Naoki Sano, Shinichi Nakano & The Great Kabuki v Samson Fuyuki, Takashi Ishikawa & Koki Kitahara (SWS, 11/10/91)
Well this was pretty badass. The central thread running through it is that Fuyuki and Nakano despise each other, but there's also a little side story of Kitahara not really being a fan of Fuyuki either despite being on the same side. It's subtle and they don't play it up much, but Kitahara will refuse to tag him and once or twice stares at him like he'd like to give him a smack. Fuyuki/Nakano is not subtle and they tear into each other and grab each other by the throat and such. The first half was a wee bit ragged even if there was plenty of hate going around (from everyone), and there was a great bit where Ishikawa hit a fat boy plancha, but it's when Fuyuki takes a mugging on the floor that things really pick up. Nakano opens him up with these nasty little rabbit punches and Fuyuki spends a chunk of time in peril. Sano was winging kicks and punching the cut, Kabuki was throwing his awesome uppercuts to the body and chin, and Nakano was biting away at that open wound. Fuyuki is always really vocal with his selling and his shrieks were sort of uncomfortable. I mean, you'd probably expect it out of someone whose forehead was being gnawed at. Short finish run is hectic and I was fine with Nakano just grabbing a chair and cracking Fuyuki with it. If you're gonna do a DQ in a Tenryu fed then you need to make it look legit and Nakano made this chair shot look legit. Post-match Fuyuki gets zero sympathy from Kitahara who volleys him in the face, which was just the best payoff. Even Ishikawa was affronted.

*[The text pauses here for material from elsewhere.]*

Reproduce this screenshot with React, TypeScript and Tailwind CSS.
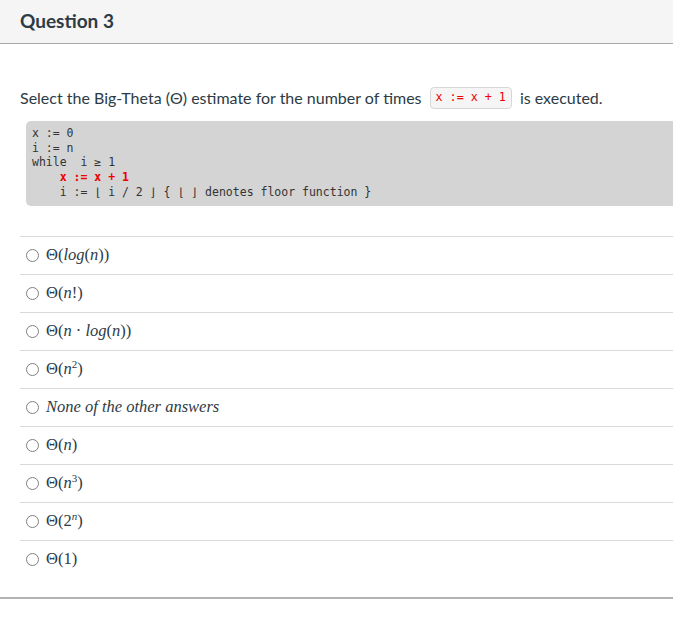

Toshiaki Kawada v Kenta Kobashi (All Japan, 1/17/00)
Their last ever match together, so I suppose it's fitting that it felt a bit like a Greatest Hits show. It wasn't absolutely stacked with bombs or anything, but I'd probably rather watch them go twenty minutes than forty-plus at this point anyway. Kawada was the best wrestler in the world in 2000 and he was exceptional in this. Kobashi was kind of picky with the selling and I'm not in love with the Hulk Up shtick, but Kawada basically used that to make the match feel like an uphill struggle. Like, I don't think Kobashi took a great deal more of the match than Kawada did, but based on how Kobashi would often steamroll him and the way Kawada sold it all you knew who the dominant one was. Kawada was always in with the kicker's chance. He dropped Kobashi with a few big suplexes (and Kobashi took them on his head), but much of his offence was kicks. And they were awesome kicks -- the punts, the gamengiri, the roundhouses, the HUGE axe kick, they all looked killer. Sometimes they'd come across as desperation as well, like when he fought off Kobashi's dogged attempt at a German suplex by hitting an enziguri. If Kobashi was suspect with the selling, he was not with the offence. He was chopping Kawada right in the neck, and while the fighting spirit spots might've been eye-rolly he sure tried to make you forget about them straight after with the lariat. Plus he did everything with a scowl. Finish had some awesome dead-on-his-feet selling from Kawada just for good measure, and the fact the crowd seemed to buy into a cross armbreaker as a possible finish despite there not being a submission finish in All Japan since 1992 (prolly) was pretty cool as well.